1. Field of the Invention
The invention relates to a method for fabricating a through hole, and more particularly, to a method for fabricating a through hole by performing two etching processes.
2. Description of the Prior Art
In semiconductor fabrication, in order to electrically connect device as metal oxide semiconductor (MOS) transistors with each metal conductive layer to form a complete electrical circuit, contact plugs and via plugs need to be formed in dielectric layers for serving as conductive lines of the MOS transistors and metal conductive layers when performing a multilevel metallization process.
The conventional process for forming contact plugs and via plugs includes performing an etching process to form through holes, such as contact holes and via holes, in the dielectric layers, and filling with metal materials with low resistivity into the contact holes and via holes to form the contact plugs and the via plugs. Since through hole manufacture affects the reliability of the electrical connection between two metal layers or conductive layers, it often becomes an important factor of the fabrication performance of the very large scale integration circuit.

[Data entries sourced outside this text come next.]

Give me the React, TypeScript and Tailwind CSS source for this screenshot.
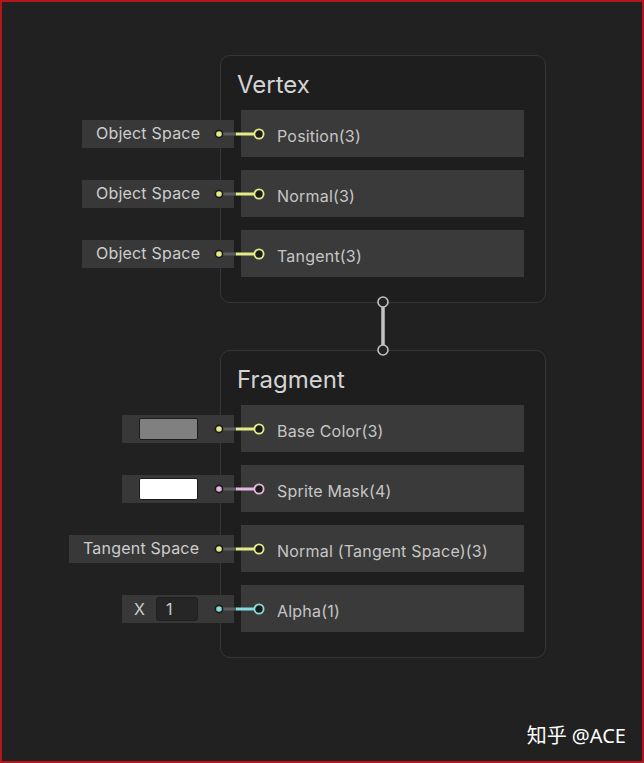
import type { ReactNode } from 'react';

type PortKind = 'vec3' | 'vec4' | 'float';

const PORT_COLOR: Record<PortKind, string> = {
  vec3: '#e3ea86',
  vec4: '#e6b6e2',
  float: '#86dcdc',
};

function Connector({ kind }: { kind: PortKind }) {
  const c = PORT_COLOR[kind];
  return (
    <svg className="absolute left-[-27px] top-1/2 -translate-y-1/2" width="54" height="14" viewBox="0 0 54 14">
      <line x1="8" y1="7" x2="23" y2="7" stroke="#5e5e5e" strokeWidth="3" />
      <line x1="22" y1="7" x2="41" y2="7" stroke={c} strokeWidth="3" />
      <circle cx="5" cy="7" r="3.6" fill={c} stroke="#1b1b1b" strokeWidth="1.6" />
      <circle cx="45" cy="7" r="4.6" fill="#1d1d1d" stroke={c} strokeWidth="1.8" />
    </svg>
  );
}

function InputBox({ width, children }: { width: string; children: ReactNode }) {
  return (
    <div className={`absolute right-full mr-[7px] top-1/2 -translate-y-1/2 h-[28px] ${width} bg-[#383838] flex items-center`}>
      {children}
    </div>
  );
}

function Slot({ label, kind, input }: { label: string; kind: PortKind; input: ReactNode }) {
  return (
    <div className="relative h-[47px] bg-[#3a3a3a] flex items-center">
      {input}
      <Connector kind={kind} />
      <span className="ml-[36px] pt-[4px] text-[16px] tracking-[0.2px] text-[#c6c6c6] leading-none">{label}</span>
    </div>
  );
}

function SpaceInput({ text, width }: { text: string; width: string }) {
  return (
    <InputBox width={width}>
      <span className="pl-[14px] pb-[2px] text-[16px] text-[#cdcdcd] leading-none tracking-[0.2px]">{text}</span>
    </InputBox>
  );
}

function ColorInput({ swatch }: { swatch: string }) {
  return (
    <InputBox width="w-[112px]">
      <div className={`ml-[17px] w-[59px] h-[22px] rounded-[2px] border border-[#1c1c1c] ${swatch}`} />
    </InputBox>
  );
}

function FloatInput() {
  return (
    <InputBox width="w-[112px]">
      <span className="pl-[12px] text-[16px] text-[#cdcdcd] leading-none">X</span>
      <div className="ml-[11px] w-[42px] h-[24px] rounded-[3px] bg-[#262626] border border-[#1f1f1f] flex items-center pl-[9px] text-[16px] text-[#cdcdcd] leading-none">
        1
      </div>
    </InputBox>
  );
}

function Node({ title, children }: { title: string; children: ReactNode }) {
  return (
    <div className="w-[326px] rounded-[10px] border border-[#363636] bg-[#1e1e1e] pt-[13px] pb-[25px] pl-[20px] pr-[21px]">
      <div className="h-[32px] leading-[32px] text-[24px] text-[#d4d4d4] -ml-[4px] mb-[9px]">{title}</div>
      <div className="flex flex-col gap-[13px]">{children}</div>
    </div>
  );
}

export default function App() {
  return (
    <div
      className="relative w-[644px] h-[763px] bg-[#212121] border-2 border-[#b3161d] pl-[218px] pt-[53px]"
      style={{ fontFamily: 'Inter, "Noto Sans", sans-serif' }}
    >
      <Node title="Vertex">
        <Slot label="Position(3)" kind="vec3" input={<SpaceInput text="Object Space" width="w-[152px]" />} />
        <Slot label="Normal(3)" kind="vec3" input={<SpaceInput text="Object Space" width="w-[152px]" />} />
        <Slot label="Tangent(3)" kind="vec3" input={<SpaceInput text="Object Space" width="w-[152px]" />} />
      </Node>

      <div className="relative h-[47px] w-[326px]">
        <svg className="absolute left-[153px] top-[-7px]" width="20" height="61" viewBox="0 0 20 61">
          <line x1="10" y1="6" x2="10" y2="54" stroke="#c4c4c4" strokeWidth="3.5" />
          <circle cx="10" cy="6" r="5" fill="#222222" stroke="#c2c2c2" strokeWidth="1.6" />
          <circle cx="10" cy="54" r="5" fill="#222222" stroke="#c2c2c2" strokeWidth="1.6" />
        </svg>
      </div>

      <Node title="Fragment">
        <Slot label="Base Color(3)" kind="vec3" input={<ColorInput swatch="bg-[#808080]" />} />
        <Slot label="Sprite Mask(4)" kind="vec4" input={<ColorInput swatch="bg-white" />} />
        <Slot
          label="Normal (Tangent Space)(3)"
          kind="vec3"
          input={<SpaceInput text="Tangent Space" width="w-[165px]" />}
        />
        <Slot label="Alpha(1)" kind="float" input={<FloatInput />} />
      </Node>

      <div
        className="absolute right-[16px] bottom-[15px] text-[20px] text-white leading-none"
        style={{ fontFamily: '"Noto Sans", "Noto Sans CJK SC", sans-serif' }}
      >
        知乎 @ACE
      </div>
    </div>
  );
}
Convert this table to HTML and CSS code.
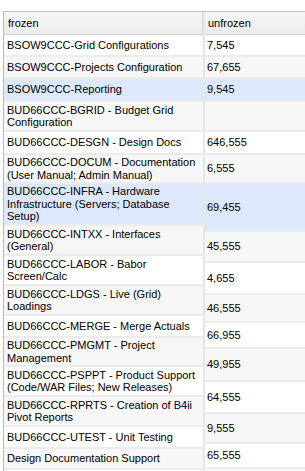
FILE: index.html
```html
<!DOCTYPE html>
<html>
<head>
<meta charset="utf-8">
<link rel="stylesheet" href="styles.css">
</head>
<body>
<div class="grid">
  <div class="col frozen">
    <div class="hdr">frozen</div>
    <div class="cell h22">BSOW9CCC-Grid Configurations</div>
    <div class="cell h22 alt">BSOW9CCC-Projects Configuration</div>
    <div class="cell h23 sel">BSOW9CCC-Reporting</div>
    <div class="cell h30 alt">BUD66CCC-BGRID - Budget Grid<br>Configuration</div>
    <div class="cell h23">BUD66CCC-DESGN - Design Docs</div>
    <div class="cell h29 alt">BUD66CCC-DOCUM - Documentation<br>(User Manual; Admin Manual)</div>
    <div class="cell h42 sel">BUD66CCC-INFRA - Hardware<br>Infrastructure (Servers; Database<br>Setup)</div>
    <div class="cell h30 alt">BUD66CCC-INTXX - Interfaces<br>(General)</div>
    <div class="cell h30">BUD66CCC-LABOR - Babor<br>Screen/Calc</div>
    <div class="cell h30 alt">BUD66CCC-LDGS - Live (Grid)<br>Loadings</div>
    <div class="cell h22">BUD66CCC-MERGE - Merge Actuals</div>
    <div class="cell h29 alt">BUD66CCC-PMGMT - Project<br>Management</div>
    <div class="cell h30">BUD66CCC-PSPPT - Product Support<br>(Code/WAR Files; New Releases)</div>
    <div class="cell h30 alt">BUD66CCC-RPRTS - Creation of B4ii<br>Pivot Reports</div>
    <div class="cell h22">BUD66CCC-UTEST - Unit Testing</div>
    <div class="cell h21 alt">Design Documentation Support</div>
    <div class="cell h22"></div>
  </div>
  <div class="col unfrozen">
    <div class="hdr">unfrozen</div>
    <div class="cell h22">7,545</div>
    <div class="cell h22 alt">67,655</div>
    <div class="cell h23 sel">9,545</div>
    <div class="cell h30 alt"></div>
    <div class="cell h23">646,555</div>
    <div class="cell h29 alt">6,555</div>
    <div class="cell h48 sel">69,455</div>
    <div class="cell h31 alt">45,555</div>
    <div class="cell h32">4,655</div>
    <div class="cell h28 alt">46,555</div>
    <div class="cell h26">66,955</div>
    <div class="cell h33 alt">49,955</div>
    <div class="cell h32">64,555</div>
    <div class="cell h30 alt">9,555</div>
    <div class="cell h25">65,555</div>
    <div class="cell h22 alt"></div>
  </div>
</div>
</body>
</html>
```
FILE: styles.css
```css
html, body {
  margin: 0;
  padding: 0;
  background: #ffffff;
}
body {
  font-family: "Liberation Sans", Arial, sans-serif;
  font-size: 11px;
  color: #000;
  overflow: hidden;
}
.grid {
  display: flex;
  margin: 11px 0 0 3px;
  border-top: 1px solid #c4c4c4;
  border-left: 1px solid #b8b8b8;
  height: 470px;
}
.col {
  display: flex;
  flex-direction: column;
}
.frozen {
  width: 199px;
  border-right: 2px solid #e6e6e6;
}
.unfrozen {
  flex: 1;
}
.hdr {
  height: 23px;
  box-sizing: border-box;
  display: flex;
  align-items: center;
  padding-left: 4px;
  background: linear-gradient(#f6f6f6, #ececec);
  border-bottom: 1px solid #d2d2d2;
  flex: none;
}
.frozen .hdr {
  padding-left: 4px;
  box-shadow: inset -1px 0 0 #d6d6d6;
}
.unfrozen .hdr {
  padding-left: 3px;
}
.cell {
  box-sizing: border-box;
  display: flex;
  align-items: center;
  border-bottom: 2px solid #ececec;
  line-height: 12.5px;
  white-space: nowrap;
  flex: none;
  background: #ffffff;
}
.frozen .cell {
  padding-left: 3px;
}
.unfrozen .cell {
  padding-left: 2px;
}
.alt { background: #f7f7f7; }
.sel { background: #dce9fc; }
.h21 { height: 21px; }
.h22 { height: 22px; }
.h23 { height: 23px; }
.h25 { height: 25px; }
.h26 { height: 26px; }
.h28 { height: 28px; }
.h29 { height: 29px; }
.h30 { height: 30px; }
.h31 { height: 31px; }
.h32 { height: 32px; }
.h33 { height: 33px; }
.h42 { height: 42px; }
.h48 { height: 48px; }
```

Please refer to FIGS. 1–3. FIGS. 1–3 are schematic diagrams of a method for fabricating a through hole on a substrate 10 according to the prior art. As shown in FIG. 1, the substrate 10 comprises a conductive structure 12, wherein the conductive structure serves as a gate, a word line, a bit line, or a metal conductive line and comprises a metal conductive layer 14 and an anti-reflection coating (ARC) layer. According to the prior art, a dielectric layer 18 is formed on the surface of the substrate 10 at first. Then, as shown in FIG. 2, a patterned photoresist layer 20 is formed on the surface of the dielectric layer 18 to define at least a through hole above the conductive structure 12. Then, as shown in FIG. 3, an etching process is performed by taking the photoresist layer 20 as an etching mask to remove the dielectric layer 18 and the ARC layer 16 not covered by the photoresist layer 20 until the surface of the conductive layer 14 is exposed. Finally, the photoresist layer 20 is removed to accomplish the fabrication of the through hole 22.
Referring to FIG. 3, during the etching process using the photoresist layer 20 as the etching mask, the ARC layer 16 is etched in situ after the dielectric layer 18, which means the ARC layer 16 and the dielectric layer 18 are etched in the same reaction chamber. Generally, when the conductive layer 14 is composed of metal materials, such as alloy of Al and Cu, the ARC layer 16 will be composed of TiN, Ti, or the combination thereof, and the dielectric layer 18 will be composed of oxide. Therefore, CF4, CHF3, or other etching gases with high selectivity to oxide materials are chosen as the etching agent since the dielectric layer 18 is the primary etching object. However, the above-mentioned etching gases have low etching rates in the ARC layer 16 composed of TiN/Ti. Accordingly, the photoresist layer 20 serving as an etching mask is required to have a quite thick thickness to sustain a quite long time of the etching process until the ARC layer 16 is completely opened. During a longer etching process, corners being cut or collapse problem may possibly occur on the thicker photoresist layer 20. In addition, when the ARC layer 16 is being etched, the dielectric layer 18 positioned on the ARC layer 16 may be affected by the etching gas so that the through hole 22 will have an irregular sidewall. Furthermore, residues resulting from the removed ARC layer 16 may be formed on the sidewall of the dielectric layer 18 when etching the ARC layer 16, and such residues are hard to remove from the dielectric layer 18 so that the quality of the through hole 22 is degraded.